• What the task asks
Find every line in the records below that contains the word "screenshot", and copy each such line.

• Provided information
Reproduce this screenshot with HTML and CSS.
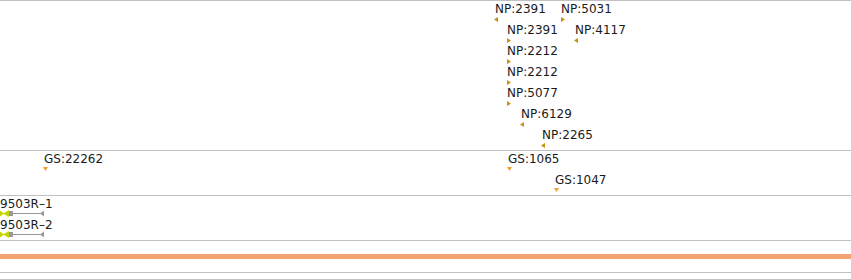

--

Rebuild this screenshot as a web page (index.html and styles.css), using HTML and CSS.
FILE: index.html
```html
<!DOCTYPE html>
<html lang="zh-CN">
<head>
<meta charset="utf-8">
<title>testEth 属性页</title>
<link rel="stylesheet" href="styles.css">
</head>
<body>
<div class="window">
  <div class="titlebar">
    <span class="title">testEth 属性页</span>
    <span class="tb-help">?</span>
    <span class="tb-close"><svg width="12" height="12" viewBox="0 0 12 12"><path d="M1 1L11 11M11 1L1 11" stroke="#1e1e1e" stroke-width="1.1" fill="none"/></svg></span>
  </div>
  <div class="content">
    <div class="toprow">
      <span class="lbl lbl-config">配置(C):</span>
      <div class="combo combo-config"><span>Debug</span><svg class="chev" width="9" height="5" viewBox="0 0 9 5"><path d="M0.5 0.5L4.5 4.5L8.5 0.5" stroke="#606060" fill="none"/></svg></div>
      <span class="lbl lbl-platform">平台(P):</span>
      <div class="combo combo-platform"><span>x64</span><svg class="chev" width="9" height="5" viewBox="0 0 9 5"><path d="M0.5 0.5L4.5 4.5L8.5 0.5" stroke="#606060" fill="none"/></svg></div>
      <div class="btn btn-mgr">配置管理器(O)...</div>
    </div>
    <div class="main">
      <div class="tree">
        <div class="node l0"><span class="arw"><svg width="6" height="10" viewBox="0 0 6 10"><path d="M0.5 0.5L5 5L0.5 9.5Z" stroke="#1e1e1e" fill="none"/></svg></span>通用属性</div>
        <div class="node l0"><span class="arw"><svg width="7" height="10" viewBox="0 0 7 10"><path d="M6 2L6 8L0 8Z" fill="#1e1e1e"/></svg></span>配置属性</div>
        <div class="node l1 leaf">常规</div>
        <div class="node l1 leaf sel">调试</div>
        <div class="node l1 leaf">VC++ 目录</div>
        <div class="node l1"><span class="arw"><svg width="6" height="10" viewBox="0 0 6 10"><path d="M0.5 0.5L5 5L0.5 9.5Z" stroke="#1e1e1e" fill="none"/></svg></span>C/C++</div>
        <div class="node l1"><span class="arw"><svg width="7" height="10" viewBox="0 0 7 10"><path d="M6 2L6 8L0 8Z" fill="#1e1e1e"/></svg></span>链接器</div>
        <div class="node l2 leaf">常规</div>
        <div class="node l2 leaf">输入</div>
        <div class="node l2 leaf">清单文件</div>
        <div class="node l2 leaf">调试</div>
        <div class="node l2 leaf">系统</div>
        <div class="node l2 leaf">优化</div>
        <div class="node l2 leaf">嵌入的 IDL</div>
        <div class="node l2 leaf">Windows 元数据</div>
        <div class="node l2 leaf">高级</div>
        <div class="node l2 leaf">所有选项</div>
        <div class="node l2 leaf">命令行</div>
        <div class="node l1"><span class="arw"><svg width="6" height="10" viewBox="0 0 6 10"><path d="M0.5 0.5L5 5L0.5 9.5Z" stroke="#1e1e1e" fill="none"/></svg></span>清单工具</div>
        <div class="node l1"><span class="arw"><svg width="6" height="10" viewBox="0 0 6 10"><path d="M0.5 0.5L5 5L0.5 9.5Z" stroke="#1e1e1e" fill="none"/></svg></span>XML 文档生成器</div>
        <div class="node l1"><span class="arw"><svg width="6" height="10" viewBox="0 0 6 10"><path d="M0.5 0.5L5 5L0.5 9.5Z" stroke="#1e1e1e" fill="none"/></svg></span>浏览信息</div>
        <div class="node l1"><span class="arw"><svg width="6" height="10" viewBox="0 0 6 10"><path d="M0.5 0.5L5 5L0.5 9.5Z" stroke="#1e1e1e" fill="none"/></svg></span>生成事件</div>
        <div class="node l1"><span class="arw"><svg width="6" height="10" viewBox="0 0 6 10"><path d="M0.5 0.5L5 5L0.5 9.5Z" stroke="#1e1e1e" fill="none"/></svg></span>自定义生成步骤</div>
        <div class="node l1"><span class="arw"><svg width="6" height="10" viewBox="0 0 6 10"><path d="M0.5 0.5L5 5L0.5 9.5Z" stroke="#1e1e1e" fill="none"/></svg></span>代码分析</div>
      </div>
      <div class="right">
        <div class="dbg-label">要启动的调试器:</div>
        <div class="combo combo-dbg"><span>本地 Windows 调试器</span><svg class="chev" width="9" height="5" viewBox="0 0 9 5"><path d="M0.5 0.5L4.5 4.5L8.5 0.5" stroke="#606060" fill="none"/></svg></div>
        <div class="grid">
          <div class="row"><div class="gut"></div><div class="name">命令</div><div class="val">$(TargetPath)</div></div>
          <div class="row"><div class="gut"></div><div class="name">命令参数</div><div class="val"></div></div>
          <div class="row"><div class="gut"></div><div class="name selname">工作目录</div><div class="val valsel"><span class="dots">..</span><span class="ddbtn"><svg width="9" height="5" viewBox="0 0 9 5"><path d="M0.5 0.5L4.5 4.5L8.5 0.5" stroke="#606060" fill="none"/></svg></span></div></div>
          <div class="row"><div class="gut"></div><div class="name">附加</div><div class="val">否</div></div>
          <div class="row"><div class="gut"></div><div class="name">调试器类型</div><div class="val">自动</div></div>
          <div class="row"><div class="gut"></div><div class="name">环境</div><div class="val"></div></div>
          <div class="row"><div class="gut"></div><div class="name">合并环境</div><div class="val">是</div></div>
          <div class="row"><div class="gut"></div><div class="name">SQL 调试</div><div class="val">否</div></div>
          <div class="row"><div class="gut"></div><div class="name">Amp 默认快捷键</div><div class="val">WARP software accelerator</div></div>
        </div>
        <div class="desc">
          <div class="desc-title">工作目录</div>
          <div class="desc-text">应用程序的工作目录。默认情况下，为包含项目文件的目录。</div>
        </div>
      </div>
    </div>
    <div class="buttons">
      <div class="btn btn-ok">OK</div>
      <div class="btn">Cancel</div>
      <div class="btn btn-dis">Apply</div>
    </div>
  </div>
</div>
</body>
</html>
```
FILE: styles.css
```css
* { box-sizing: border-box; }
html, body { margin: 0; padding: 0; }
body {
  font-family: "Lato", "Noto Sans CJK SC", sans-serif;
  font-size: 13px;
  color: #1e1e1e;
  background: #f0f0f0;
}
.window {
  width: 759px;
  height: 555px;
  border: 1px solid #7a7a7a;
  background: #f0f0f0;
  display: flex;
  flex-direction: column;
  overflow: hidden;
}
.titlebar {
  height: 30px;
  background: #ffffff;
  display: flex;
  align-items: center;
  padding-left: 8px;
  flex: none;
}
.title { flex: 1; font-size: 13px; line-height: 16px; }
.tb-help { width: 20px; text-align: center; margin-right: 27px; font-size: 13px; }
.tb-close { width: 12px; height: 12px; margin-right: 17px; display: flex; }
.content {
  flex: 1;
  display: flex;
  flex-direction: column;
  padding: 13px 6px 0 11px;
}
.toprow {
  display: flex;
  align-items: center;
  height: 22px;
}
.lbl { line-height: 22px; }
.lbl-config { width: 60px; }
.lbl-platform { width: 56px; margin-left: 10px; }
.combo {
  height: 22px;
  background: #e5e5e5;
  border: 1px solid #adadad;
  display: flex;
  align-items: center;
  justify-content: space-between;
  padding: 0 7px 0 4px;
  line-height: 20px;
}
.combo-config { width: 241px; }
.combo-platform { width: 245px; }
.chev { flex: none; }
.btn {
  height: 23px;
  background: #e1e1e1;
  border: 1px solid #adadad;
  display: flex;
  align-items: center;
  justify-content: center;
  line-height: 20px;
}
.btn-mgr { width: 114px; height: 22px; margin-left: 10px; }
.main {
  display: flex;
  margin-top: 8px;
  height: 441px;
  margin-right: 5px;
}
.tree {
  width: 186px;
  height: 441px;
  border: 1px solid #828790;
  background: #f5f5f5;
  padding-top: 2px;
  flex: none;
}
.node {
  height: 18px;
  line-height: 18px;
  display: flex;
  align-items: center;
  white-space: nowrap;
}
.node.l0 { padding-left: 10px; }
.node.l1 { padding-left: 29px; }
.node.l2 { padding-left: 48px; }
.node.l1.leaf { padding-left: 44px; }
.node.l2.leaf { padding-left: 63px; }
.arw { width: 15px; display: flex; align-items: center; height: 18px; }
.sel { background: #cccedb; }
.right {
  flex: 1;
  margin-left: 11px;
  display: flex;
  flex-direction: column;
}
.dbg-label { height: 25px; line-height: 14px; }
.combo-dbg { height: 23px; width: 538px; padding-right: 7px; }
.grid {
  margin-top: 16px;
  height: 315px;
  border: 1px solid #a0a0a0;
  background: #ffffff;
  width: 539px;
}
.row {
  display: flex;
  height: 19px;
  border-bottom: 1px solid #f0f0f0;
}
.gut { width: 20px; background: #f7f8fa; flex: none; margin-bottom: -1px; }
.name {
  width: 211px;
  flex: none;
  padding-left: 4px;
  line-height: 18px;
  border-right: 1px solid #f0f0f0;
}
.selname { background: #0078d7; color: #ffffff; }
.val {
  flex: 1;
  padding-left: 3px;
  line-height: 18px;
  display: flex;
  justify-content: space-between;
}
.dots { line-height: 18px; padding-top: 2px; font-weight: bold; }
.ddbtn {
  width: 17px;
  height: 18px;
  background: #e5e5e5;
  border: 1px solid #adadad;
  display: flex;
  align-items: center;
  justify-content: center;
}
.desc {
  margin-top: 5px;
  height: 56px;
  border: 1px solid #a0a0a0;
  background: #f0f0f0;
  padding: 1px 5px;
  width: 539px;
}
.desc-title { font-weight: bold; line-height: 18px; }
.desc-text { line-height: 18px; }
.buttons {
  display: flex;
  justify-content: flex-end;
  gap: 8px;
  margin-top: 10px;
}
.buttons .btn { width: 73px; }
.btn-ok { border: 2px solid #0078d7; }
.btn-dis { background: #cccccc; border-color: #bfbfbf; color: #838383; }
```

• Right answer
Reproduce this screenshot with HTML and CSS.
Rebuild this screenshot as a web page (index.html and styles.css), using HTML and CSS.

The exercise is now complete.